You don’t have to look far in East Dallas to find areas that have become greener during the past several years through the Dallas Parks Foundation’s efforts. So it seems only fitting that executive director Paula Peters put down her roots by buying a house here nine years ago.

Peters recently completed her first year with the foundation, a 10-year-old non-profit organization that encourages beautification through special programs such as Trees For Dallas and Adopt a Monument.

In a City that prides itself on a growing inventory of interesting, innovative business and civic buildings, Peters and the foundation hope to foster equal enthusiasm for trees and other greenery that soften the hard edges and make city life more comfortable.

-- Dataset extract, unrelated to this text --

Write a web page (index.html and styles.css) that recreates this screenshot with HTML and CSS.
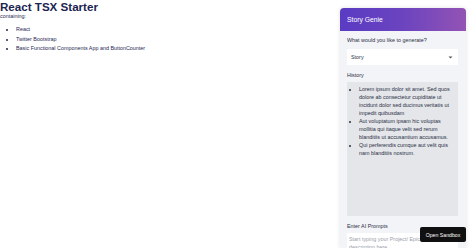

“We see trees as a commitment to the next generation, and it’s something anyone can do to make a difference,” Peters says. “It’s a way to improve the aesthetics of the environment and the quality of the environment because trees not only beautify, but they clean the air.”

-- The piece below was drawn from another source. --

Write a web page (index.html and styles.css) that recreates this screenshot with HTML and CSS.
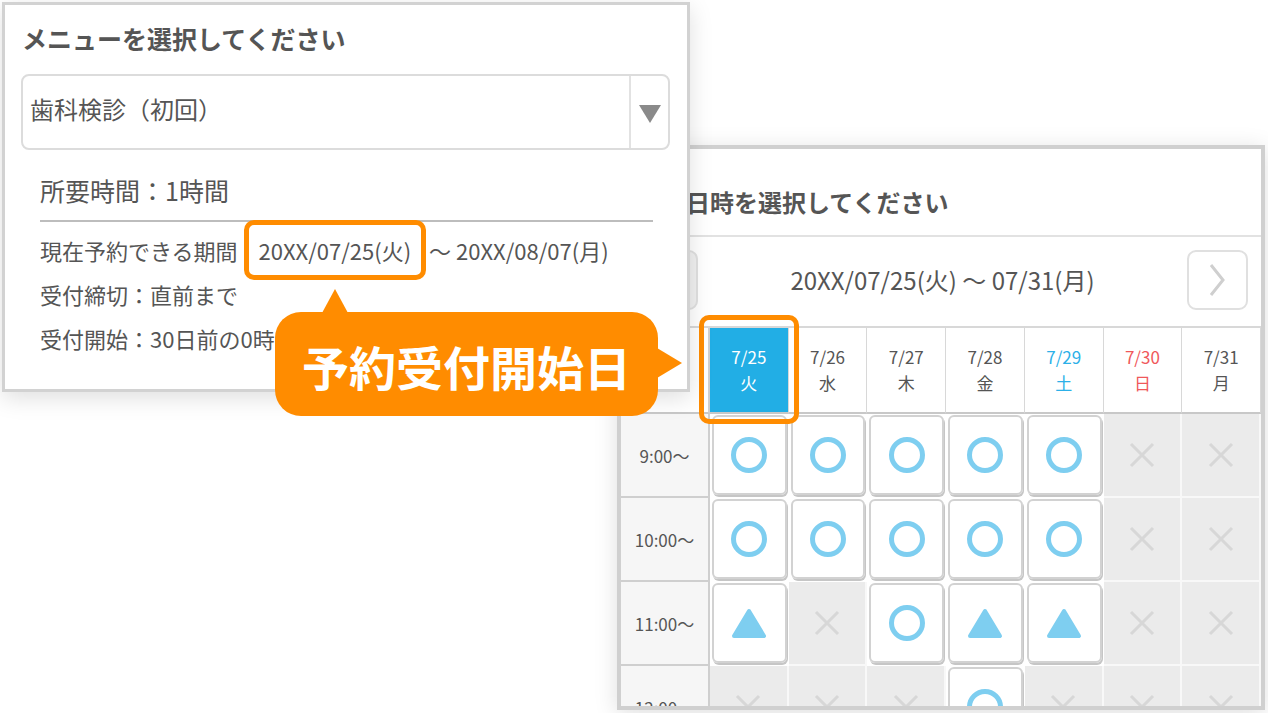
FILE: index.html
```html
<!DOCTYPE html>
<html lang="ja">
<head>
    <meta charset="UTF-8">
    <meta name="viewport" content="width=device-width, initial-scale=1.0">
    <title>予約受付開始日</title>
    <link rel="stylesheet" href="styles.css">
</head>
<body>
    <svg class="defs" width="0" height="0">
        <symbol id="maru" viewBox="0 0 40 40"><circle cx="20" cy="20" r="15.5" fill="none" stroke="#7ecef0" stroke-width="5"/></symbol>
        <symbol id="sankaku" viewBox="0 0 36 32"><path d="M18 4 L33 29 L3 29 Z" fill="#7ecef0" stroke="#7ecef0" stroke-width="4" stroke-linejoin="round"/></symbol>
        <symbol id="batsu" viewBox="0 0 26 26"><path d="M2 2 L24 24 M24 2 L2 24" stroke="#d7d7d7" stroke-width="3" fill="none"/></symbol>
    </svg>

    <div class="canvas">
        <!-- 日時選択 -->
        <section class="panel schedule">
            <h2 class="schedule-title">日時を選択してください</h2>
            <div class="week-nav">
                <button class="nav-btn prev" disabled>
                    <svg width="18" height="34" viewBox="0 0 18 34"><polyline points="15,2 3,17 15,32" fill="none" stroke="#d0d0d0" stroke-width="3"/></svg>
                </button>
                <span class="week-range">20XX/07/25(火) 〜 07/31(月)</span>
                <button class="nav-btn next">
                    <svg width="18" height="34" viewBox="0 0 18 34"><polyline points="3,2 15,17 3,32" fill="none" stroke="#cfcfcf" stroke-width="3"/></svg>
                </button>
            </div>

            <div class="grid">
                <div class="corner"></div>
                <div class="day selected">7/25<br>火</div>
                <div class="day">7/26<br>水</div>
                <div class="day">7/27<br>木</div>
                <div class="day">7/28<br>金</div>
                <div class="day sat">7/29<br>土</div>
                <div class="day sun">7/30<br>日</div>
                <div class="day">7/31<br>月</div>

                <div class="time">9:00〜</div>
                <div class="slot on"><div class="card"><svg class="ico"><use href="#maru"/></svg></div></div>
                <div class="slot on"><div class="card"><svg class="ico"><use href="#maru"/></svg></div></div>
                <div class="slot on"><div class="card"><svg class="ico"><use href="#maru"/></svg></div></div>
                <div class="slot on"><div class="card"><svg class="ico"><use href="#maru"/></svg></div></div>
                <div class="slot on"><div class="card"><svg class="ico"><use href="#maru"/></svg></div></div>
                <div class="slot off"><svg class="x"><use href="#batsu"/></svg></div>
                <div class="slot off"><svg class="x"><use href="#batsu"/></svg></div>

                <div class="time">10:00〜</div>
                <div class="slot on"><div class="card"><svg class="ico"><use href="#maru"/></svg></div></div>
                <div class="slot on"><div class="card"><svg class="ico"><use href="#maru"/></svg></div></div>
                <div class="slot on"><div class="card"><svg class="ico"><use href="#maru"/></svg></div></div>
                <div class="slot on"><div class="card"><svg class="ico"><use href="#maru"/></svg></div></div>
                <div class="slot on"><div class="card"><svg class="ico"><use href="#maru"/></svg></div></div>
                <div class="slot off"><svg class="x"><use href="#batsu"/></svg></div>
                <div class="slot off"><svg class="x"><use href="#batsu"/></svg></div>

                <div class="time">11:00〜</div>
                <div class="slot on"><div class="card"><svg class="tri"><use href="#sankaku"/></svg></div></div>
                <div class="slot off"><svg class="x"><use href="#batsu"/></svg></div>
                <div class="slot on"><div class="card"><svg class="ico"><use href="#maru"/></svg></div></div>
                <div class="slot on"><div class="card"><svg class="tri"><use href="#sankaku"/></svg></div></div>
                <div class="slot on"><div class="card"><svg class="tri"><use href="#sankaku"/></svg></div></div>
                <div class="slot off"><svg class="x"><use href="#batsu"/></svg></div>
                <div class="slot off"><svg class="x"><use href="#batsu"/></svg></div>

                <div class="time">12:00〜</div>
                <div class="slot off"><svg class="x"><use href="#batsu"/></svg></div>
                <div class="slot off"><svg class="x"><use href="#batsu"/></svg></div>
                <div class="slot off"><svg class="x"><use href="#batsu"/></svg></div>
                <div class="slot on"><div class="card"><svg class="ico"><use href="#maru"/></svg></div></div>
                <div class="slot off"><svg class="x"><use href="#batsu"/></svg></div>
                <div class="slot off"><svg class="x"><use href="#batsu"/></svg></div>
                <div class="slot off"><svg class="x"><use href="#batsu"/></svg></div>
            </div>
        </section>

        <!-- メニュー選択 -->
        <section class="panel menu">
            <h2 class="menu-title">メニューを選択してください</h2>
            <div class="select">
                <span class="select-label">歯科検診（初回）</span>
                <span class="select-arrow">
                    <svg width="22" height="18" viewBox="0 0 22 18"><polygon points="0,0 22,0 11,18" fill="#8a8a8a"/></svg>
                </span>
            </div>
            <div class="info">
                <p class="duration">所要時間：1時間</p>
                <div class="rows">
                    <p>現在予約できる期間 <span class="mark">20XX/07/25(火)</span>〜 20XX/08/07(月)</p>
                    <p>受付締切：直前まで</p>
                    <p>受付開始：30日前の0時から</p>
                </div>
            </div>
        </section>

        <div class="callout">予約受付開始日</div>
    </div>
</body>
</html>
```

FILE: styles.css
```css
* {
    box-sizing: border-box;
}
body {
    margin: 0;
    background-color: #fff;
    font-family: "Noto Sans CJK JP", "Noto Sans", sans-serif;
    color: #555;
}
.defs {
    position: absolute;
}
.canvas {
    position: relative;
    width: 1268px;
    height: 713px;
    overflow: hidden;
}
.panel {
    position: absolute;
    background-color: #fff;
}

/* メニュー選択 */
.menu {
    left: 2px;
    top: 2px;
    width: 688px;
    height: 390px;
    border: 3px solid #d2d2d2;
    box-shadow: 0 6px 22px rgba(0, 0, 0, 0.13);
    padding: 17px 17px 0 16px;
    z-index: 2;
}
.menu-title {
    margin: 0 0 20px 1px;
    font-size: 25px;
    line-height: 32px;
    font-weight: bold;
    color: #555;
}
.select {
    display: flex;
    height: 76px;
    border: 2px solid #dcdcdc;
    border-radius: 8px;
}
.select-label {
    flex: 1;
    padding-left: 7px;
    font-size: 24px;
    line-height: 66px;
}
.select-arrow {
    width: 39px;
    border-left: 2px solid #e2e2e2;
    display: flex;
    align-items: center;
    justify-content: center;
    padding-top: 4px;
}
.info {
    padding: 0 17px 0 19px;
}
.info p {
    margin: 0;
}
.duration {
    margin-top: 20px !important;
    font-size: 25px;
    line-height: 40px;
    padding-bottom: 10px;
    border-bottom: 2px solid #bdbdbd;
}
.rows {
    margin-top: 6px;
    font-size: 22px;
    line-height: 44px;
}
.mark {
    margin-left: 1px;
    margin-right: 3px;
    padding: 9px 10px 9px;
    border: 5px solid #ff8c00;
    border-radius: 10px;
}

/* 日時選択 */
.schedule {
    left: 617px;
    top: 145px;
    width: 648px;
    height: 565px;
    border: 4px solid #d0d0d0;
    box-shadow: 0 4px 22px rgba(0, 0, 0, 0.13);
    overflow: hidden;
    z-index: 1;
}
.schedule-title {
    margin: 0;
    height: 88px;
    padding: 18px 0 0 65px;
    display: flex;
    align-items: center;
    font-size: 24px;
    font-weight: bold;
    border-bottom: 2px solid #e2e2e2;
}
.week-nav {
    height: 91px;
    display: flex;
    align-items: center;
    justify-content: space-between;
    padding: 0 13px 4px 16px;
    border-bottom: 2px solid #d8d8d8;
}
.week-range {
    font-size: 24px;
    color: #555;
}
.nav-btn {
    width: 61px;
    height: 60px;
    border: 2px solid #e0e0e0;
    border-radius: 9px;
    background-color: #fff;
    display: flex;
    align-items: center;
    justify-content: center;
    padding: 0;
}
.nav-btn.prev {
    background-color: #f1f1f1;
}
.grid {
    display: grid;
    grid-template-columns: 89px repeat(7, 1fr);
    grid-template-rows: 86px;
    grid-auto-rows: 84px;
}
.corner {
    border-right: 2px solid #d0d0d0;
    border-bottom: 2px solid #c8c8c8;
}
.day {
    display: flex;
    align-items: center;
    justify-content: center;
    text-align: center;
    font-size: 17px;
    line-height: 26px;
    border-right: 1px solid #d8d8d8;
    border-bottom: 2px solid #c8c8c8;
    color: #555;
}
.day.selected {
    position: relative;
    background-color: #22aee5;
    color: #fff;
}
.day.selected::after {
    content: "";
    position: absolute;
    top: -13px;
    bottom: -12px;
    left: -11px;
    right: -11px;
    border: 5px solid #ff8c00;
    border-radius: 10px;
    z-index: 3;
}
.day.sat {
    color: #2cb0e8;
}
.day.sun {
    color: #f0585a;
}
.time {
    display: flex;
    align-items: center;
    justify-content: center;
    font-size: 17px;
    background-color: #f6f6f6;
    border-right: 2px solid #cfcfcf;
    border-bottom: 2px solid #cfcfcf;
}
.slot {
    display: flex;
    align-items: center;
    justify-content: center;
}
.slot.off {
    background-color: #ebebeb;
    border-right: 2px solid #f8f8f8;
    border-bottom: 2px solid #f8f8f8;
}
.slot.on {
    padding: 1px 2px 3px 2px;
    background-color: #fff;
}
.card {
    width: 100%;
    height: 100%;
    border: 2px solid #d2d2d2;
    border-radius: 6px;
    box-shadow: 1px 2px 0 #c6c6c6;
    display: flex;
    align-items: center;
    justify-content: center;
}
.ico {
    width: 40px;
    height: 40px;
}
.tri {
    width: 36px;
    height: 32px;
}
.x {
    width: 26px;
    height: 26px;
}

/* 吹き出し */
.callout {
    position: absolute;
    left: 275px;
    top: 312px;
    width: 383px;
    height: 104px;
    background-color: #ff8c00;
    border-radius: 26px;
    color: #fff;
    font-size: 47px;
    font-weight: bold;
    display: flex;
    align-items: center;
    justify-content: center;
    padding-top: 2px;
    z-index: 5;
}
.callout::before {
    content: "";
    position: absolute;
    left: 47px;
    top: -23px;
    border-left: 13px solid transparent;
    border-right: 13px solid transparent;
    border-bottom: 24px solid #ff8c00;
}
.callout::after {
    content: "";
    position: absolute;
    right: -24px;
    top: 36px;
    border-top: 15px solid transparent;
    border-bottom: 15px solid transparent;
    border-left: 25px solid #ff8c00;
}
```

Trees are just one piece of the urban puzzle with which Peters has worked since graduating from the University of Texas in 1972. She has, in succession, worked for an Austin bank, co-owned and managed a restaurant and other businesses in Granbury’s historic downtown district, managed Hillsboro’s Main Street project, directed community relations for the Texas Historical Commission’s Main Street Project, and managed special projects such as the Arts District for the Central Dallas Association.

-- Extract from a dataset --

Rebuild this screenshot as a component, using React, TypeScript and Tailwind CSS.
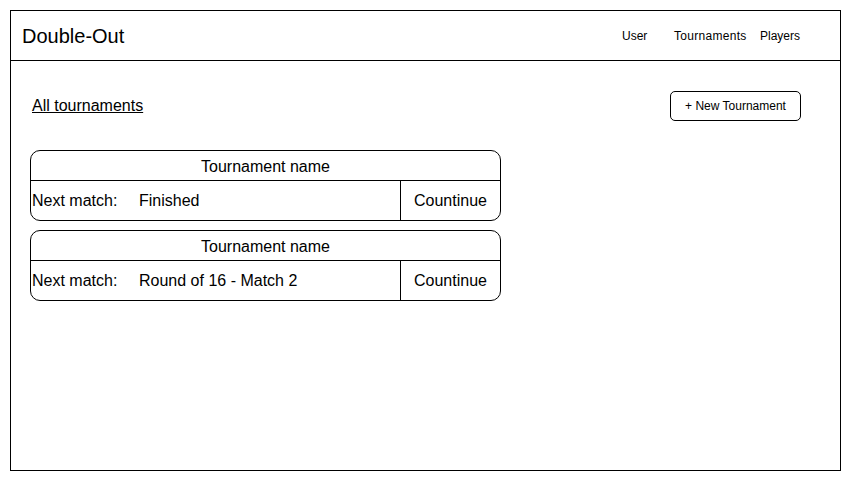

Along the way, Peters also completed most of the necessary course work for a master’s degree in historic preservation and donated countless volunteer hours for non-profit organizations ranging from the National Trust for Historic Preservation to the Dallas Landmark Alliance and Friends of Fair Park.

“She’s one of those people who pulled it all together at a very early age,” says Libby Willis, coordinator for the National Trust’s Texas/New Mexico field office. “She really knows what makes communities work, and she has a good eye for what will make our cities better.”

Among her Parks Foundation projects are the replacement of a blacktop parking lot near the Dallas Convention Center and Pioneer Cemetery with a park; creation of a hike-and-bike exercise trail along a 3.7-mile section of abandoned railroad right-of-way between Downtown and University Park; and installation of a garden at Old City Park in memory of Nancy Dillard.

Despite the amount of time and money required to bring the high-profile projects to fruition, Peters says the foundation won’t lose sight of its mission to help with smaller projects.

“We’re here to work with neighborhood associations, civic groups and schools,” Peters says. “We can provide technical assistance to help them analyze, organize and plan their project. We can help them identify the right type of trees and help them find the best price on the trees.”